Über sein Verhältnis zu Morsal berichtete der Angeklagte nach Aussage des Experten, dass sie bis zu ihrem 14. Lebensjahr "ein nettes sauberes Mädchen", gewesen sei. Dann habe sie angefangen zu rauchen und sich zu schminken, Ahmad-Sobair O. befürchtete demnach, dass sie auch der Prostitution nachgeht. Er habe sich mit ihr zu einer Aussprache treffen wollen und sie dann gefragt, ob sie anschaffen gehe. "Das geht dich gar nichts an", soll sie gesagt haben. "Ich sah schwarz und rot", sagte der Angeklagte demnach. "Ich wusste nicht mehr, was ich tat. Ich habe immer wieder auf sie eingestochen", zitiert der Experte, der ursprünglich als Gutachter auftreten sollte, dann wegen Befangenheit abgelehnt wurde und jetzt als Zeuge aussagt.

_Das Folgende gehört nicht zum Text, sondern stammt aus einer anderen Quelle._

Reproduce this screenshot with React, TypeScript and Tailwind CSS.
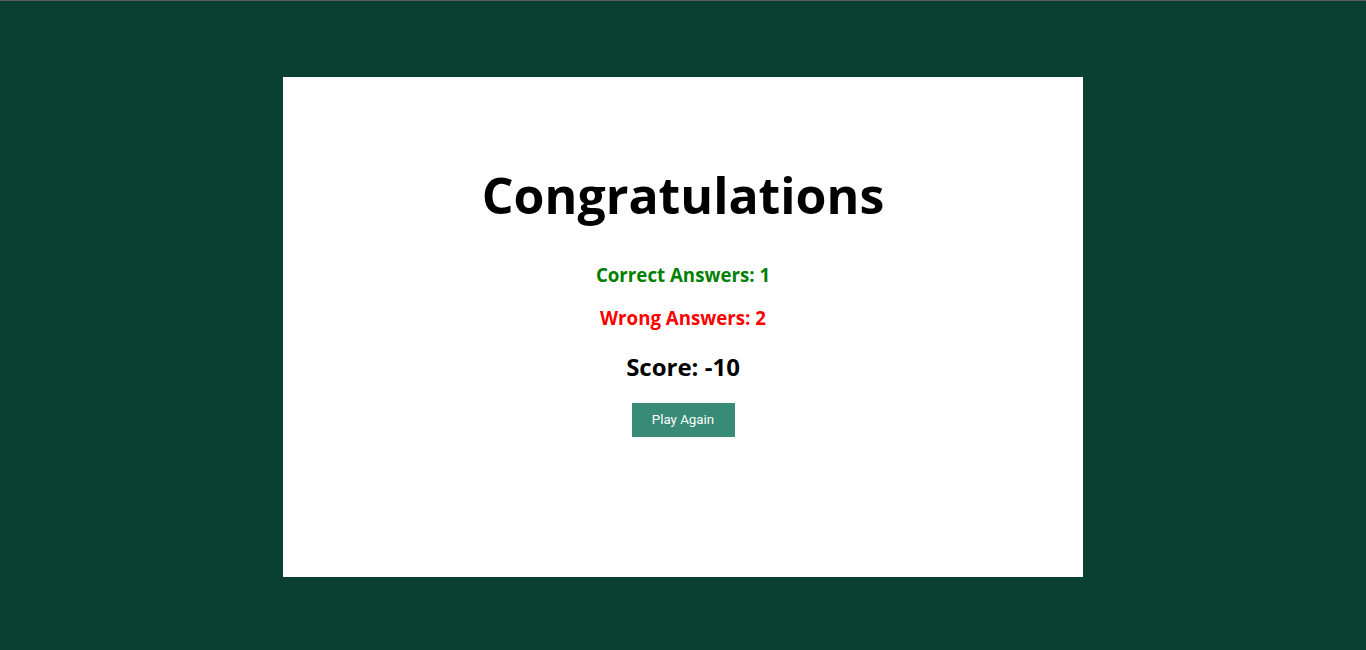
import React from 'react';

const App: React.FC = () => {
  return (
    <div className="min-h-[650px] bg-[#0a4030] border-t border-[#5c5c68] flex justify-center pt-[76px]" style={{ fontFamily: '"Open Sans", sans-serif' }}>
      <div className="w-[800px] h-[500px] bg-white flex flex-col items-center pt-[86px]">
        <h1 className="text-[50px] font-bold leading-[64px] text-black">Congratulations</h1>
        <p className="mt-[35px] text-[18.7px] font-bold text-[#008000] leading-[26px]">Correct Answers: 1</p>
        <p className="mt-[17px] text-[18.7px] font-bold text-[#ff0000] leading-[26px]">Wrong Answers: 2</p>
        <p className="mt-[20px] text-[24px] font-bold text-black leading-[32px]">Score: -10</p>
        <button className="mt-[20px] w-[103px] h-[34px] bg-[#388b77] text-white text-[13.3px]" style={{ fontFamily: 'Roboto, sans-serif' }}>
          Play Again
        </button>
      </div>
    </div>
  );
};

export default App;
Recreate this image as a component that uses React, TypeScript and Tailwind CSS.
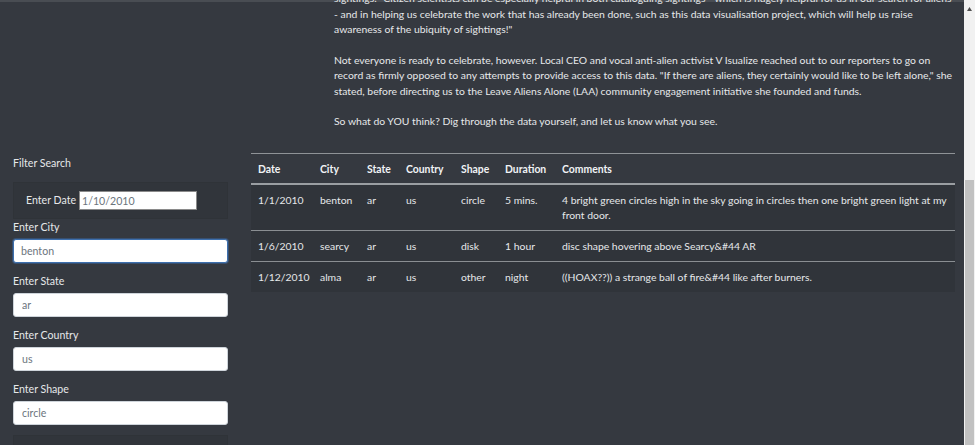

Über sein eigenes Leben erzählte der 24-jährige Angeklagte nach den Worten des Psychiaters, dass er im Alter von 18 Jahren Freiheiten genießen wollte. Wörtlich sagte er: "Spaß haben, kiffen, Koks ziehen, mit Mädchen ficken und Bordelle besuchen", so der Experte. Auch vor der Tötung Morsals habe er Kokain konsumiert und Wodka getrunken, sagte der Angeklagte demnach. Doch zumindest den Kokainkonsum schließt eine Sachverständige, die gestern ebenfalls gehört wurde, aus. Eine Blutprobe, die Ahmad-Sobair O. entnommen wurde, "ergab keinen Hinweis auf eine Drogeneinnahme". Der Prozess wird am Freitag fortgesetzt.